We are drawing a card from the first half, seeing it is an ace, and then placing it in the second half. We then shuffle the second half and draw again and ask what the probability is that the next card drawn is an ace.

Let us define some events. $X$ is the event we drew an ace from the first deck. $Y$ is the event we drew an ace from the second deck. $A_i$ is the event that we began with $i$ aces in the first deck (thus making it $4-i+1$ aces in the second deck after the swap).

$\Pr(Y\mid X) = \dfrac{\Pr(Y\cap X)}{\Pr(X)}=\dfrac{\Pr(Y\cap X \cap (A_1\cup A_2\cup A_3\cup A_4))}{\Pr(X)}$

$=\dfrac{\Pr(Y\cap X\cap A_1) + \Pr(Y\cap X\cap A_2)+\dots + \Pr(Y\cap X\cap A_4)}{\Pr(X)}$

$=\dfrac{\Pr(Y\mid X\cap A_1)\Pr(X\mid A_1)\Pr(A_1) + \dots + \Pr(Y\mid X\cap A_4)\Pr(X\mid A_4)\Pr(A_4)}{\Pr(X)}$

$\dfrac{\frac{4}{27}\cdot \frac{1}{26}\cdot \binom{4}{1}\binom{48}{25}/\binom{52}{26} + \dots + \frac{1}{27}\cdot \frac{4}{26}\cdot \binom{4}{4}\binom{48}{22}/\binom{52}{26}}{\frac{4}{52}}$

$=\frac{43}{459}\approx 0.09368\dots$

Looking at portions of this calculation in greater detail, here we use that $A_0,A_1,\dots,A_4$ partitions the sample space into disjoint events and that $A_0\cap X=\emptyset$ so may be ignored. We then use the law of total probability to split the numerator up into separate probabilities.
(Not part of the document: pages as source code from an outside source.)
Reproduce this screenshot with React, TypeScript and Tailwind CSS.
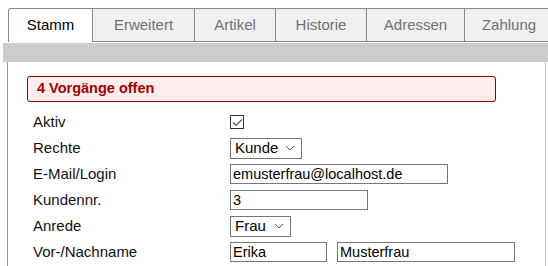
import React from 'react';

const tabs = [
  { label: 'Stamm', w: 'w-[84px]', active: true },
  { label: 'Erweitert', w: 'w-[102px]' },
  { label: 'Artikel', w: 'w-[81px]' },
  { label: 'Historie', w: 'w-[91px]' },
  { label: 'Adressen', w: 'w-[98px]' },
  { label: 'Zahlung', w: 'w-[90px]' },
];

const Chevron = () => (
  <svg width="10" height="6" viewBox="0 0 10 6" className="shrink-0">
    <path d="M1 1l4 4 4-4" fill="none" stroke="#555" strokeWidth="1" />
  </svg>
);

function Row({ label, children }: { label: string; children: React.ReactNode }) {
  return (
    <div className="flex items-center h-[26px]">
      <div className="w-[197px] text-[15px] text-[#111]">{label}</div>
      <div className="flex items-center gap-[10px]">{children}</div>
    </div>
  );
}

const inputCls =
  'h-[20px] border border-[#767676] bg-white px-[2px] text-[14.5px] leading-[18px] text-black flex items-center';

export default function App() {
  return (
    <div className="w-[548px] h-[266px] overflow-hidden bg-white pt-2" style={{ fontFamily: '"Liberation Sans", Arial, sans-serif' }}>
      {/* tabs */}
      <div className="flex pl-2 h-[34px]">
        {tabs.map((t, i) => (
          <div
            key={t.label}
            className={`${t.w} shrink-0 border-t border-l border-[#8a8a8a] flex items-center justify-center text-[15px] ${
              t.active ? 'bg-white text-black rounded-tl-[3px]' : 'bg-[#f0f0f0] text-[#707070] border-b'
            } ${i === tabs.length - 1 ? 'border-r' : ''}`}
          >
            {t.label}
          </div>
        ))}
      </div>
      <div className="h-[1px]" />
      <div className="ml-[3px] h-[19px] bg-[#cccccc]" />

      {/* content */}
      <div className="ml-[7px] w-[539px] h-[220px] border-l border-r border-l-[#9a9a9a] border-r-[#c4c4c4] pt-[14px]">
        <div className="ml-[19px] w-[469px] h-[26px] border border-[#8b0000] rounded-[3px] bg-[#ffeded] flex items-center pl-[9px] text-[14.5px] font-bold text-[#a30000]">
          4 Vorgänge offen
        </div>
        <div className="ml-[25px] mt-[7px]">
          <Row label="Aktiv">
            <div className="w-[14px] h-[14px] border border-[#333] bg-white flex items-center justify-center">
              <svg width="11" height="9" viewBox="0 0 11 9">
                <path d="M1 4.5l3 3 6-6" fill="none" stroke="#555" strokeWidth="1.1" />
              </svg>
            </div>
          </Row>
          <Row label="Rechte">
            <div className="w-[72px] h-[21px] border border-[#767676] bg-white flex items-center justify-between pl-[4px] pr-[6px] text-[15px] text-black">
              <span>Kunde</span>
              <Chevron />
            </div>
          </Row>
          <Row label="E-Mail/Login">
            <div className={`${inputCls} w-[218px]`}>emusterfrau@localhost.de</div>
          </Row>
          <Row label="Kundennr.">
            <div className={`${inputCls} w-[138px]`}>3</div>
          </Row>
          <Row label="Anrede">
            <div className="w-[61px] h-[21px] border border-[#767676] bg-white flex items-center justify-between pl-[4px] pr-[6px] text-[15px] text-black">
              <span>Frau</span>
              <Chevron />
            </div>
          </Row>
          <Row label="Vor-/Nachname">
            <div className={`${inputCls} w-[97px]`}>Erika</div>
            <div className={`${inputCls} w-[178px]`}>Musterfrau</div>
          </Row>
        </div>
      </div>
    </div>
  );
}
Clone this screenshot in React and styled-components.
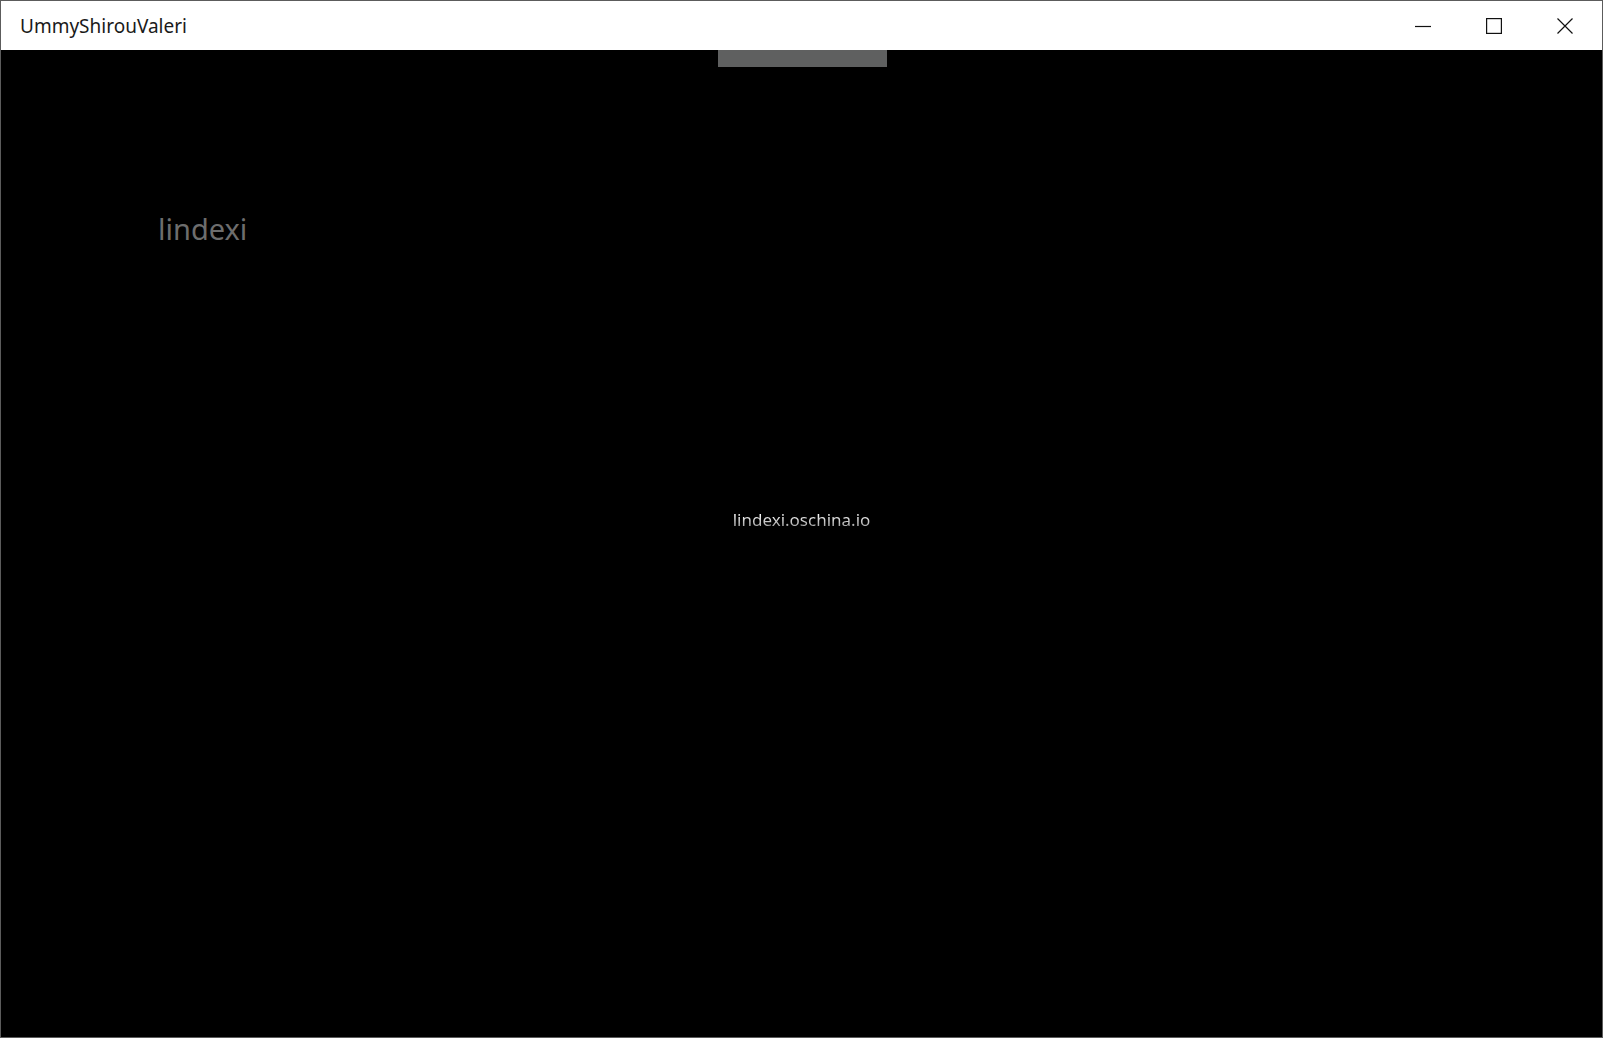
import React from 'react';
import styled, { createGlobalStyle } from 'styled-components';

const GlobalStyle = createGlobalStyle`
  * { box-sizing: border-box; }
  html, body { margin: 0; padding: 0; height: 100%; background: #000; }
  #root { height: 100%; }
`;

const Window = styled.div`
  display: flex;
  flex-direction: column;
  height: 100vh;
  border: 1px solid #5c5c5c;
  font-family: 'Noto Sans', 'Open Sans', sans-serif;
  overflow: hidden;
`;

const TitleBar = styled.div`
  display: flex;
  align-items: center;
  height: 49px;
  flex-shrink: 0;
  padding-right: 2px;
  background: #ffffff;
`;

const Title = styled.div`
  flex: 1;
  padding-left: 19px;
  font-size: 19px;
  color: #1a1a1a;
`;

const ControlButton = styled.div`
  display: flex;
  align-items: center;
  justify-content: center;
  width: 71px;
  height: 49px;
  color: #111;
`;

const Content = styled.div`
  flex: 1;
  display: flex;
  flex-direction: column;
  background: #000;
`;

const TopStrip = styled.div`
  align-self: center;
  width: 169px;
  height: 17px;
  margin-left: 2px;
  background: #5f6060;
`;

const Heading = styled.div`
  margin: 142px 0 0 157px;
  font-size: 29px;
  line-height: 40px;
  color: #6d6d6d;
`;

const Link = styled.div`
  align-self: center;
  margin-top: 261px;
  font-size: 17px;
  line-height: 20px;
  background: linear-gradient(#ffffff 20%, #8a8a8a);
  -webkit-background-clip: text;
  background-clip: text;
  color: transparent;
`;

function Icon({ kind }) {
  if (kind === 'min') {
    return (
      <svg width="16" height="16" viewBox="0 0 16 16">
        <path d="M0 8.5H16" stroke="currentColor" strokeWidth="1.2" />
      </svg>
    );
  }
  if (kind === 'max') {
    return (
      <svg width="16" height="16" viewBox="0 0 16 16">
        <rect x="0.6" y="0.6" width="14.8" height="14.8" fill="none" stroke="currentColor" strokeWidth="1.2" />
      </svg>
    );
  }
  return (
    <svg width="16" height="16" viewBox="0 0 16 16">
      <path d="M0.5 0.5L15.5 15.5M15.5 0.5L0.5 15.5" stroke="currentColor" strokeWidth="1.2" />
    </svg>
  );
}

export default function App() {
  return (
    <>
      <GlobalStyle />
      <Window>
        <TitleBar>
          <Title>UmmyShirouValeri</Title>
          <ControlButton><Icon kind="min" /></ControlButton>
          <ControlButton><Icon kind="max" /></ControlButton>
          <ControlButton><Icon kind="close" /></ControlButton>
        </TitleBar>
        <Content>
          <TopStrip />
          <Heading>lindexi</Heading>
          <Link>lindexi.oschina.io</Link>
        </Content>
      </Window>
    </>
  );
}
We then use the product rule to split each of these up further.

Now, as for $\Pr(Y\mid X\cap A_k)$ we have $4-k+1$ aces out of $27$ cards in the second deck at the time of drawing from the second deck, so the probability here is $\frac{4-k+1}{27}$. $\Pr(X\mid A_k)$ is us drawing one of $k$ aces from the first half deck with $26$ cards in it, and $\Pr(A_k)$ is a straightforward hypergeometric probability $\binom{4}{k}\binom{48}{26-k}/\binom{52}{26}$. In related posts there are claims about using $\binom{52}{26} - \binom{48}{26}$ as the denominator, but here we are looking purely at $\Pr(A_k)$ and are not conditioning on there being an ace available to draw at this point. Alternatively phrased, we could also have had $\Pr(X\mid A_0)\Pr(A_0)$ appearing in the calculations but this would have equated to zero.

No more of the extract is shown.